Chee-Wai Yuen is a musician, artist, designer and curator based in Singapore. Born in 1975. Often inspired by ideas drawn from philosophical and literary texts, and perspectives glimpsed through the filmic eye and photographic lens, Yuen’s stylistic oeuvre in improvised music is marked by internalised reflections on memory and loss, invisibility and indeterminacy. 
In 2008, he teamed with Otomo Yoshihide (Japan), Ryu Hankil (South Korea), and Yan Jun (China) to form the improvised music quartet, FEN (Far East Network). FEN focuses on the continuing multifaceted networks and collaborations between Asian countries. Since its inception in 2014, Yuen is part of Ensembles Asia as Project Director for Asian Music Network, to which he co-curates the annual Asian Meeting Festival (AMF) with dj sniff in Japan. 

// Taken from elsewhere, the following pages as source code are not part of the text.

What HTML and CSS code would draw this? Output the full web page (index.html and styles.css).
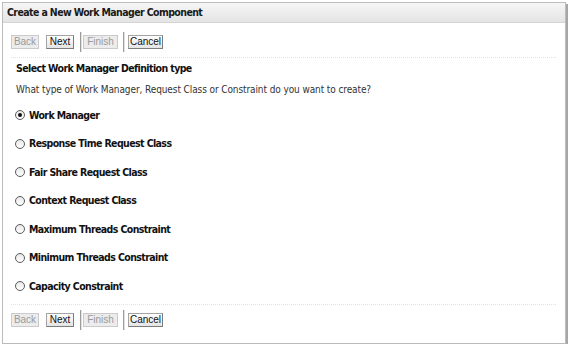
FILE: index.html
```html
<!DOCTYPE html>
<html lang="en">
<head>
  <meta charset="UTF-8" />
  <title>Create a New Work Manager Component</title>
  <link rel="stylesheet" href="styles.css">
</head>
<body>

  <div class="panel">
    <div class="panel-head">Create a New Work Manager Component</div>

    <div class="toolbar">
      <button class="btn back" disabled>Back</button>
      <button class="btn next">Next</button>
      <span class="sep"></span>
      <button class="btn finish" disabled>Finish</button>
      <span class="sep"></span>
      <button class="btn cancel">Cancel</button>
    </div>

    <div class="rule"></div>

    <div class="content">
      <h2>Select Work Manager Definition type</h2>
      <p>What type of Work Manager, Request Class or Constraint do you want to create?</p>

      <ul class="choices">
        <li><span class="radio checked"></span>Work Manager</li>
        <li><span class="radio"></span>Response Time Request Class</li>
        <li><span class="radio"></span>Fair Share Request Class</li>
        <li><span class="radio"></span>Context Request Class</li>
        <li><span class="radio"></span>Maximum Threads Constraint</li>
        <li><span class="radio"></span>Minimum Threads Constraint</li>
        <li><span class="radio"></span>Capacity Constraint</li>
      </ul>
    </div>

    <div class="rule last"></div>

    <div class="toolbar bottom">
      <button class="btn back" disabled>Back</button>
      <button class="btn next">Next</button>
      <span class="sep"></span>
      <button class="btn finish" disabled>Finish</button>
      <span class="sep"></span>
      <button class="btn cancel">Cancel</button>
    </div>
  </div>

</body>
</html>
```

FILE: styles.css
```css
body {
  margin: 0;
  background: #fff;
  font-family: "DejaVu Sans Condensed", "DejaVu Sans", sans-serif;
  font-size: 10px;
  line-height: 13px;
  color: #222;
}

.panel {
  margin: 2px 0 0 2px;
  width: 564px;
  height: 342px;
  border: 1px solid #bcbcbc;
  box-shadow: 2px 2px 0 #a6a6a6;
  box-sizing: border-box;
}

.panel-head {
  height: 19px;
  line-height: 19px;
  padding-left: 4px;
  background: linear-gradient(#f6f6f6, #e4e4e4);
  border-bottom: 1px solid #d4d4d4;
  font-size: 10.5px;
  font-weight: bold;
  letter-spacing: -0.6px;
  color: #1a1a1a;
}

.toolbar {
  display: flex;
  align-items: center;
  height: 20px;
  margin-top: 9px;
  padding-left: 8px;
}

.toolbar.bottom {
  margin-top: 5px;
}

.btn {
  font-family: "Liberation Sans", Arial, sans-serif;
  font-size: 10px;
  height: 14px;
  padding: 0;
  line-height: 12px;
  text-align: center;
  border: 1px solid #a4a4a4;
  border-right-color: #7c7c7c;
  border-bottom-color: #7c7c7c;
  background: linear-gradient(#fefefe, #e4e4e4);
  color: #111;
  border-radius: 0;
}

.btn:disabled {
  color: #9a9a9a;
  border-color: #cacaca;
  background: #ececec;
}

.back { width: 28px; margin-right: 7px; }
.next { width: 28px; margin-right: 6px; }
.finish { width: 35px; margin-right: 5px; }
.cancel { width: 35px; }

.sep {
  width: 1px;
  height: 20px;
  background: #9c9c9c;
  border-right: 1px solid #e0e0e0;
  margin-right: 1px;
}

.sep + .finish + .sep {
  margin-right: 3px;
}

.rule {
  margin: 5px 9px 0 8px;
  border-top: 1px dotted #e2e2e2;
}

.rule.last {
  margin-top: 0;
}

.content {
  padding-left: 12px;
  height: 242px;
}

h2 {
  font-size: 10.5px;
  letter-spacing: -0.6px;
  margin: 4px 0 0 1px;
  color: #111;
}

p {
  margin: 8px 0 0 1px;
  letter-spacing: -0.1px;
  color: #333;
}

.choices {
  list-style: none;
  margin: 5px 0 0 0;
  padding: 0;
}

.choices li {
  display: flex;
  align-items: center;
  height: 28.5px;
  font-size: 10.5px;
  font-weight: bold;
  letter-spacing: -0.6px;
  color: #111;
}

.radio {
  width: 8px;
  height: 8px;
  border: 1px solid #5a5a5a;
  border-radius: 50%;
  margin-right: 4px;
  position: relative;
  background: linear-gradient(#e8e8e8, #fff);
}

.radio.checked::after {
  content: "";
  position: absolute;
  left: 2px;
  top: 2px;
  width: 4px;
  height: 4px;
  border-radius: 50%;
  background: #111;
}
```
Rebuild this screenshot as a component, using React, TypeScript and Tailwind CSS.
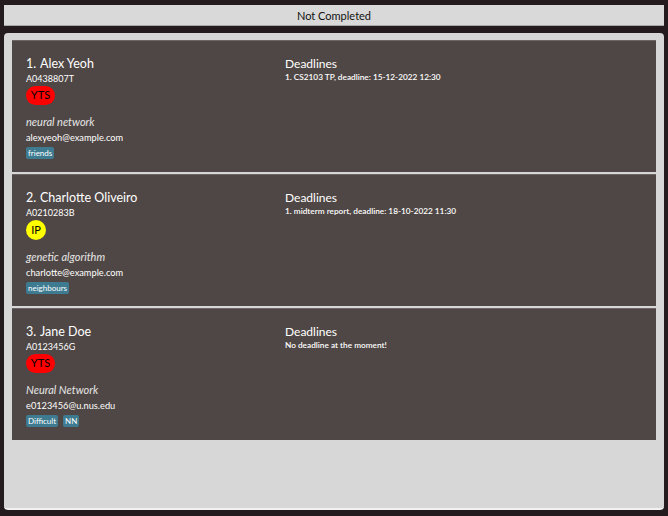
import React from 'react';

type Person = {
  name: string;
  id: string;
  status: 'YTS' | 'IP';
  project: string;
  email: string;
  tags: string[];
  deadlines: string[];
};

const people: Person[] = [
  {
    name: 'Alex Yeoh',
    id: 'A0438807T',
    status: 'YTS',
    project: 'neural network',
    email: 'alexyeoh@example.com',
    tags: ['friends'],
    deadlines: ['1. CS2103 TP, deadline: 15-12-2022 12:30'],
  },
  {
    name: 'Charlotte Oliveiro',
    id: 'A0210283B',
    status: 'IP',
    project: 'genetic algorithm',
    email: 'charlotte@example.com',
    tags: ['neighbours'],
    deadlines: ['1. midterm report, deadline: 18-10-2022 11:30'],
  },
  {
    name: 'Jane Doe',
    id: 'A0123456G',
    status: 'YTS',
    project: 'Neural Network',
    email: 'e0123456@u.nus.edu',
    tags: ['Difficult', 'NN'],
    deadlines: [],
  },
];

function StatusBadge({ status }: { status: Person['status'] }) {
  if (status === 'IP') {
    return (
      <div className="flex h-[20px] w-[20px] items-center justify-center rounded-full bg-[#ffff00] text-[11px] text-black">
        IP
      </div>
    );
  }
  return (
    <div className="flex h-[19px] w-[29px] items-center justify-center rounded-full bg-[#ff0000] text-[11px] text-black">
      YTS
    </div>
  );
}

function PersonCard({ p, index }: { p: Person; index: number }) {
  return (
    <div className="flex h-[132px] border-t border-[#6e6664] bg-[#4f4745] text-white">
      <div className="w-[273px] pl-[14px] pt-[15px]">
        <div className="flex text-[12.5px] leading-[15px]">
          <span className="w-[14px]">{index}.</span>
          <span>{p.name}</span>
        </div>
        <div className="mt-[1px] text-[9px] leading-[13px]">{p.id}</div>
        <div className="mt-[1px]">
          <StatusBadge status={p.status} />
        </div>
        <div className="mt-[10px] text-[11px] italic leading-[14px] text-[#e6e6e6]">{p.project}</div>
        <div className="mt-[2px] text-[9.25px] leading-[13px]">{p.email}</div>
        <div className="mt-[3px] flex gap-[5px]">
          {p.tags.map((t) => (
            <span key={t} className="rounded-[2px] bg-[#3e7b91] px-[2px] text-[8px] leading-[12px] text-white">
              {t}
            </span>
          ))}
        </div>
      </div>
      <div className="pt-[15px]">
        <div className="text-[12px] leading-[15px]">Deadlines</div>
        <div className="text-[8.25px] font-semibold leading-[12px]">
          {p.deadlines.length === 0
            ? 'No deadline at the moment!'
            : p.deadlines.map((d) => <div key={d}>{d}</div>)}
        </div>
      </div>
    </div>
  );
}

export default function App() {
  return (
    <div
      className="flex h-[516px] w-[668px] flex-col bg-[#231b1d] px-[4px] pt-[5px]"
      style={{ fontFamily: 'Lato, "Noto Sans", sans-serif' }}
    >
      <div className="flex h-[21px] items-center justify-center border-b border-[#a8a8a8] bg-[#d9d9d9] pt-[2px] text-[11px] text-[#111]">
        Not Completed
      </div>
      <div className="mt-[7px] flex h-[477px] flex-col gap-[2px] rounded-[4px] border-b-2 border-[#f2f2f2] bg-[#d7d7d7] px-[8px] pt-[7px]">
        {people.map((p, i) => (
          <PersonCard key={p.id} p={p} index={i + 1} />
        ))}
      </div>
    </div>
  );
}
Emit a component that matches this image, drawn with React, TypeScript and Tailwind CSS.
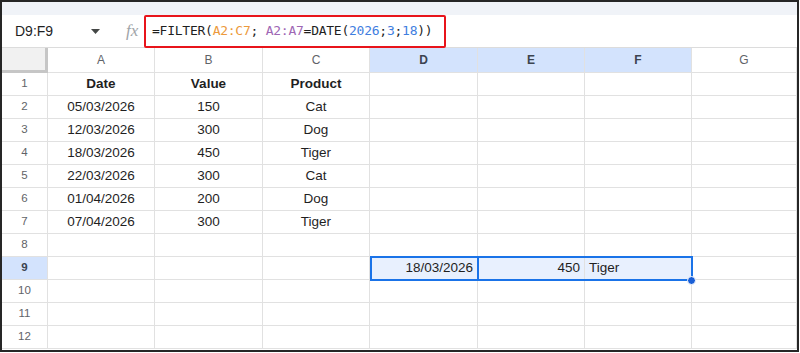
const cols = ["A", "B", "C", "D", "E", "F", "G"];
const colWidths = ["w-[107px]", "w-[108px]", "w-[107px]", "w-[108px]", "w-[107px]", "w-[107px]", "flex-1"];

const data: string[][] = [
  ["Date", "Value", "Product"],
  ["05/03/2026", "150", "Cat"],
  ["12/03/2026", "300", "Dog"],
  ["18/03/2026", "450", "Tiger"],
  ["22/03/2026", "300", "Cat"],
  ["01/04/2026", "200", "Dog"],
  ["07/04/2026", "300", "Tiger"],
];

const Formula = () => (
  <span className="font-['DejaVu_Sans_Mono',monospace] text-[13px] tracking-[-0.25px] text-[#1f1f1f]">
    =FILTER(<span className="text-[#ec9a3c]">A2:C7</span>; <span className="text-[#9e66b4]">A2:A7</span>=DATE(
    <span className="text-[#3f7ee0]">2026</span>;<span className="text-[#3f7ee0]">3</span>;
    <span className="text-[#3f7ee0]">18</span>))
  </span>
);

export default function App() {
  return (
    <div className="w-[800px] h-[353px] bg-white font-['Liberation_Sans',Arial,sans-serif]">
      <div className="w-[799px] h-[352px] border-2 border-[#262626] flex flex-col overflow-hidden">
        {/* toolbar remnant */}
        <div className="h-[13px] bg-[#f0f3f8]" />

        {/* formula bar */}
        <div className="h-[33px] flex items-center border-b border-[#dcdcdc]">
          <div className="w-[110px] flex items-center pl-[13px] pr-[12px] justify-between">
            <span className="text-[14px] text-[#1f1f1f]">D9:F9</span>
            <svg width="9" height="5" viewBox="0 0 9 5">
              <path d="M0 0h9L4.5 5z" fill="#444746" />
            </svg>
          </div>
          <span className="w-[32px] pl-[14px] font-['Liberation_Serif',serif] italic text-[17px] text-[#a0a4a8]">fx</span>
          <div className="w-[302px] h-[33px] border-2 border-[#e8141b] rounded-[2px] flex items-center pl-[6px] whitespace-pre">
            <Formula />
          </div>
        </div>

        {/* grid */}
        <div className="relative flex-1 flex flex-col text-[13.5px] text-[#1f1f1f]">
          <div className="h-[25px] flex">
            <div className="w-[46px] bg-[#f1f1f1] border-r-[3px] border-b-[3px] border-[#c6c6c6]" />
            {cols.map((c, i) => {
              const sel = c === "D" || c === "E" || c === "F";
              return (
                <div
                  key={c}
                  className={`${colWidths[i]} flex items-center justify-center border-r border-b border-[#e1e1e1] text-[12px] ${
                    sel ? "bg-[#d3e3fd] font-bold text-[#3c4450]" : "text-[#5f6368]"
                  }`}
                >
                  {c}
                </div>
              );
            })}
          </div>

          {Array.from({ length: 12 }, (_, r) => {
            const row = data[r];
            const isSel = r === 8;
            return (
              <div key={r} className="h-[23px] flex shrink-0">
                <div
                  className={`w-[46px] flex items-center justify-center border-r border-b border-[#e1e1e1] text-[11.5px] ${
                    isSel ? "bg-[#d3e3fd] font-bold text-[#3c4450]" : "text-[#5f6368]"
                  }`}
                >
                  {r + 1}
                </div>
                {cols.map((c, i) => {
                  let text = row ? row[i] ?? "" : "";
                  let align = "justify-center";
                  let bg = "";
                  if (isSel && i >= 3 && i <= 5) {
                    bg = "bg-[#e8f0fe]";
                    if (i === 3) {
                      text = "18/03/2026";
                      align = "justify-end pr-[4px]";
                    }
                    if (i === 4) {
                      text = "450";
                      align = "justify-end pr-[4px]";
                    }
                    if (i === 5) {
                      text = "Tiger";
                      align = "justify-start pl-[4px]";
                    }
                  }
                  return (
                    <div
                      key={c}
                      className={`${colWidths[i]} flex items-center ${align} ${bg} border-r border-b border-[#e1e1e1] ${
                        r === 0 ? "font-bold" : ""
                      }`}
                    >
                      {text}
                    </div>
                  );
                })}
              </div>
            );
          })}

          {/* selection range D9:F9 */}
          <div className="absolute left-[368px] top-[208px] w-[323px] h-[25px] border-2 border-[#1a73e8] pointer-events-none" />
          <div className="absolute left-[368px] top-[208px] w-[109px] h-[25px] border-2 border-[#1a73e8] pointer-events-none" />
          <div className="absolute left-[685px] top-[228px] w-[9px] h-[9px] rounded-full bg-[#1a5fd6] border border-white" />
        </div>
      </div>
    </div>
  );
}
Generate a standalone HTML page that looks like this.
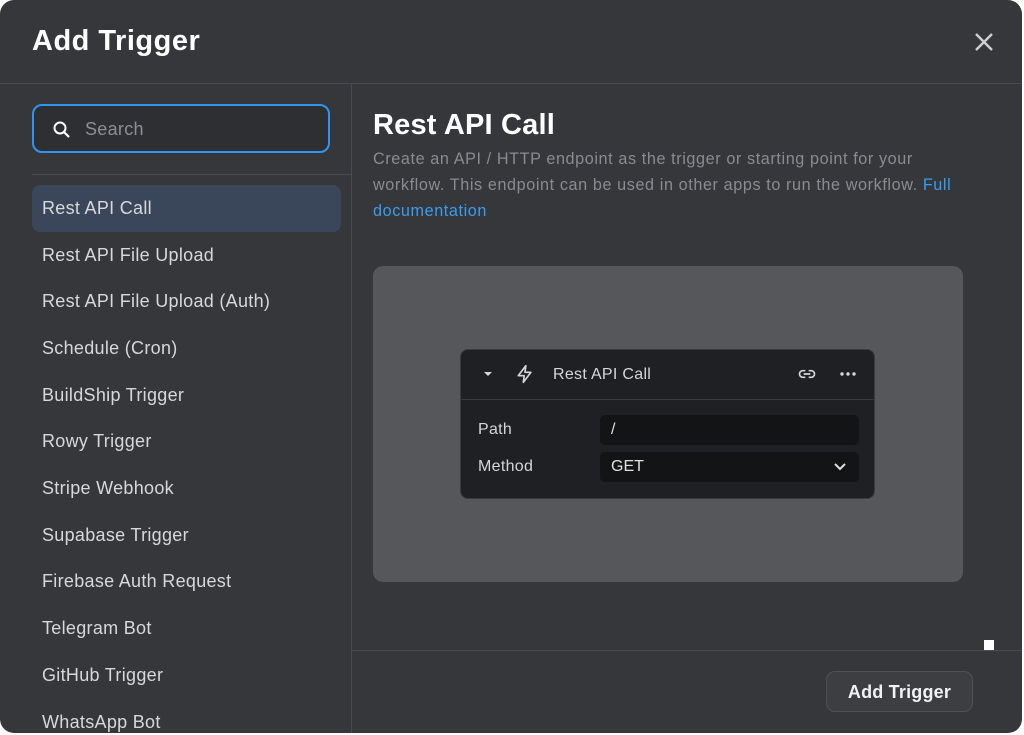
<!DOCTYPE html>
<html><head><style>
*{box-sizing:border-box;margin:0;padding:0}
body{width:1024px;height:735px;background:#fff;font-family:"Liberation Sans",sans-serif;overflow:hidden;position:relative}
.m{position:absolute;left:0;top:0;width:1022px;height:733px;background:#36373b;border-radius:14px;overflow:hidden}
.h{position:absolute;left:32px;top:25px;color:#fff;font-size:29px;font-weight:bold;letter-spacing:0.5px}
.x{position:absolute;left:972px;top:30px}
.hd{position:absolute;left:0;top:83px;width:1022px;height:1px;background:#4a4b50}
.vd{position:absolute;left:351px;top:84px;width:1px;height:650px;background:#4a4b50}
.s{position:absolute;left:32px;top:104px;width:298px;height:49px;border:2px solid #2f95ee;border-radius:10px;background:#2e2f33}
.s span{position:absolute;left:51px;top:13px;color:#8e8f94;font-size:18px;letter-spacing:0.3px}
.sd{position:absolute;left:32px;top:174px;width:319px;height:1px;background:#4a4b50}
.it{position:absolute;left:32px;width:309px;height:47px;line-height:47px;padding-left:10px;color:#d7d8db;font-size:18px;border-radius:8px;letter-spacing:0.3px}
.sel{background:#3a4659}
.t{position:absolute;left:373px;top:109px;color:#fff;font-size:29px;font-weight:bold;letter-spacing:0.2px}
.d{position:absolute;left:373px;top:146px;width:640px;color:#8a8b90;font-size:16.2px;line-height:26px;letter-spacing:0.6px;white-space:nowrap}
.d a{color:#3a9cf0;text-decoration:none}
.pv{position:absolute;left:373px;top:266px;width:590px;height:316px;background:#56575b;border-radius:10px}
.c{position:absolute;left:460px;top:349px;width:415px;height:150px;background:#1f2023;border:1px solid #3a3b3f;border-radius:8px}
.cl{position:absolute;left:0;top:49px;width:100%;height:1px;background:#3a3b3f}
.ct{position:absolute;left:92px;top:16px;color:#d5d6d9;font-size:16px;letter-spacing:0.3px}
.lb{position:absolute;left:17px;color:#d5d6d9;font-size:16px;letter-spacing:0.3px}
.f{position:absolute;left:139px;width:259px;height:30px;background:#131416;border-radius:5px;color:#e0e0e3;font-size:16px;padding:6px 11px}
.bd{position:absolute;left:352px;top:650px;width:670px;height:1px;background:#4a4b50}
.b{position:absolute;left:826px;top:671px;width:147px;height:41px;border:1px solid #505156;border-radius:9px;background:#3d3e42;color:#f2f2f4;font-size:18px;font-weight:bold;text-align:center;line-height:40px;letter-spacing:0.2px}
.sq{position:absolute;left:984px;top:640px;width:10px;height:10px;background:#fff}
</style></head><body><div class="m">
<div class="h">Add Trigger</div>
<svg class="x" width="24" height="24" viewBox="0 0 24 24"><path d="M4 4L20 20M20 4L4 20" stroke="#d0d0d3" stroke-width="2.4"/></svg>
<div class="hd"></div><div class="vd"></div>
<div class="s"><svg style="position:absolute;left:18px;top:14px" width="20" height="20" viewBox="0 0 20 20"><circle cx="8" cy="8" r="5.5" stroke="#fff" stroke-width="2" fill="none"/><path d="M12 12L17 17" stroke="#fff" stroke-width="2.2"/></svg><span>Search</span></div>
<div class="sd"></div>
<div class="it sel" style="top:185px">Rest API Call</div>
<div class="it" style="top:232px">Rest API File Upload</div>
<div class="it" style="top:278px">Rest API File Upload (Auth)</div>
<div class="it" style="top:325px">Schedule (Cron)</div>
<div class="it" style="top:372px">BuildShip Trigger</div>
<div class="it" style="top:418px">Rowy Trigger</div>
<div class="it" style="top:465px">Stripe Webhook</div>
<div class="it" style="top:512px">Supabase Trigger</div>
<div class="it" style="top:558px">Firebase Auth Request</div>
<div class="it" style="top:605px">Telegram Bot</div>
<div class="it" style="top:652px">GitHub Trigger</div>
<div class="it" style="top:699px">WhatsApp Bot</div>
<div class="t">Rest API Call</div>
<div class="d">Create an API / HTTP endpoint as the trigger or starting point for your<br>workflow. This endpoint can be used in other apps to run the workflow. <a>Full<br>documentation</a></div>
<div class="pv"></div>
<div class="c">
<svg style="position:absolute;left:21px;top:20px" width="12" height="8" viewBox="0 0 12 8"><path d="M2 2L6 6L10 2Z" fill="#d5d6d9"/></svg>
<svg style="position:absolute;left:54px;top:14px" width="20" height="20" viewBox="0 0 24 24"><path d="M13 2L4 14h7l-1 8 9-12h-7z" stroke="#d5d6d9" stroke-width="2" fill="none" stroke-linejoin="round"/></svg>
<div class="ct">Rest API Call</div>
<svg style="position:absolute;left:336px;top:14px" width="20" height="20" viewBox="0 0 24 24"><path d="M10 8H7a4 4 0 000 8h3M14 8h3a4 4 0 010 8h-3M8 12h8" stroke="#d5d6d9" stroke-width="2" fill="none"/></svg>
<svg style="position:absolute;left:377px;top:14px" width="20" height="20" viewBox="0 0 20 20"><circle cx="4" cy="10" r="1.7" fill="#d5d6d9"/><circle cx="10" cy="10" r="1.7" fill="#d5d6d9"/><circle cx="16" cy="10" r="1.7" fill="#d5d6d9"/></svg>
<div class="cl"></div>
<div class="lb" style="top:71px">Path</div>
<div class="f" style="top:65px">/</div>
<div class="lb" style="top:108px">Method</div>
<div class="f" style="top:102px">GET<svg style="position:absolute;right:12px;top:10px" width="14" height="10" viewBox="0 0 14 10"><path d="M2 2L7 7L12 2" stroke="#e0e0e3" stroke-width="2" fill="none"/></svg></div>
</div>
<div class="bd"></div>
<div class="b">Add Trigger</div>
</div><div class="sq"></div>
</body></html>
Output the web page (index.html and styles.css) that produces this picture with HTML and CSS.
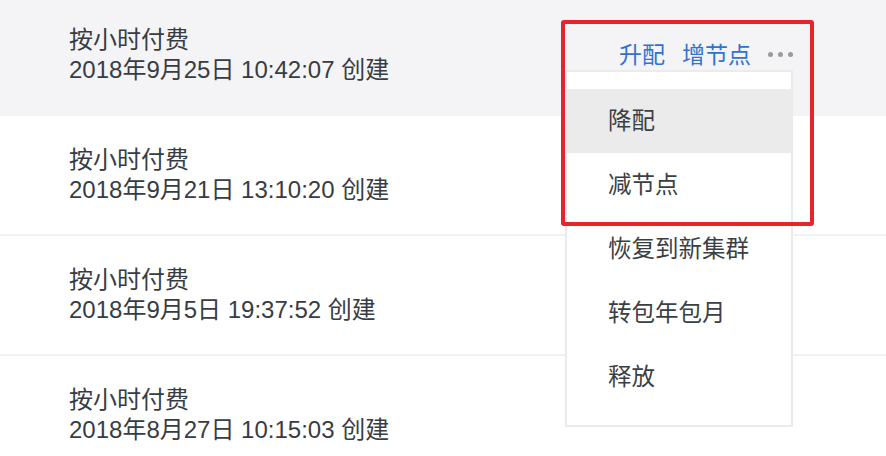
FILE: index.html
```html
<!DOCTYPE html>
<html lang="zh-CN">
<head>
<meta charset="utf-8">
<link rel="stylesheet" href="styles.css">
</head>
<body>
<div class="page">
  <div class="list">
    <div class="row row-active">
      <div class="info">
        <div class="line">按小时付费</div>
        <div class="line">2018年9月25日 10:42:07 创建</div>
      </div>
      <div class="actions">
        <a class="link">升配</a>
        <a class="link">增节点</a>
        <span class="more"><i></i><i></i><i></i></span>
      </div>
    </div>
    <div class="row">
      <div class="info">
        <div class="line">按小时付费</div>
        <div class="line">2018年9月21日 13:10:20 创建</div>
      </div>
    </div>
    <div class="row">
      <div class="info">
        <div class="line">按小时付费</div>
        <div class="line">2018年9月5日 19:37:52 创建</div>
      </div>
    </div>
    <div class="row">
      <div class="info">
        <div class="line">按小时付费</div>
        <div class="line">2018年8月27日 10:15:03 创建</div>
      </div>
    </div>
  </div>
  <ul class="menu">
    <li class="menu-item hover">降配</li>
    <li class="menu-item">减节点</li>
    <li class="menu-item">恢复到新集群</li>
    <li class="menu-item">转包年包月</li>
    <li class="menu-item">释放</li>
  </ul>
  <div class="highlight-box"></div>
</div>
</body>
</html>
```
FILE: styles.css
```css
* { box-sizing: border-box; }
html, body { margin: 0; padding: 0; background: #fff; }
body {
  font-family: "Liberation Sans", "Noto Sans CJK SC", sans-serif;
  color: #383c42;
  overflow: hidden;
  height: 456px;
}
.page { position: relative; width: 886px; height: 456px; overflow: hidden; }
.list { margin-top: -5px; }
.row {
  height: 120px;
  display: flex;
  align-items: center;
  padding-left: 69px;
  padding-right: 93px;
  border-bottom: 2px solid #f1f1f2;
}
.row-active { background: #f4f4f6; border-bottom-color: #f4f4f6; height: 121px; }
.info { flex: 1; font-size: 24px; line-height: 30px; }
.line { white-space: nowrap; }
.actions { display: flex; align-items: center; font-size: 23px; padding-bottom: 3px; }
.link { color: #2f72d2; margin-left: 17px; }
.more { display: flex; gap: 5px; margin-left: 17px; padding-top: 3px; }
.more i { width: 5px; height: 5px; border-radius: 50%; background: #9b9b9e; display: block; }
.menu {
  position: absolute;
  left: 565px;
  top: 70px;
  width: 228px;
  height: 357px;
  margin: 0;
  padding: 17px 0;
  list-style: none;
  background: #fff;
  border: 2px solid #ebebeb;
}
.menu-item {
  height: 64px;
  display: flex;
  align-items: center;
  padding-left: 41px;
  padding-bottom: 4px;
  font-size: 23.5px;
  color: #3b3f44;
}
.menu-item.hover { background: #ebebeb; }
.highlight-box {
  position: absolute;
  left: 561px;
  top: 20px;
  width: 253px;
  height: 206px;
  border: 4px solid #e5252a;
  border-radius: 3px;
}
```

He is also a member of the avant-rock band The Observatory (Singapore), with whom he plays guitar, synth and electronics. With thirteen albums to date, with the most recent being a release of a collaboration with Haino Keiji named Authority is Alive (2020). The Observatory has also conceived a vanguard of initiatives such as the annual festival Playfreely, which gives artists new creative avenues for performing and working together. Through Playfreely, he is also the co-curator of Nusasonic, a multi-year project that plunges into a broad spectrum of experimental sound and music cultures in Southeast Asia, enabling dialogue within the region, with Europe, and beyond. 
He continues to tour extensively with FEN and The Observatory, performing in Europe, America and Asia regularly, and has presented in MIMI Festival, Lausanne Underground Music and Film Festival, All Ears Festival, Ftarri Festival, Gwangju Biennale and CTM Festival.

Artist: Ujikaji

Ujikaji is a curatorial project in the form of an experimental music label, mail order and event organiser. Its key interest is in bringing to fore sounds and sound cultures which may be marginal, ignored or forgotten. Recent music releases on vinyl, cassette and digital include albums by FEN, Pupa, The Observatory and Acid Mothers Temple & the Melting Paraiso U.F.O. Ujikaji co-presents the acclaimed BlackKaji series of experimental sound events, which is equally comfortable with holding intimate studio gigs as it is staging mid-size festivals.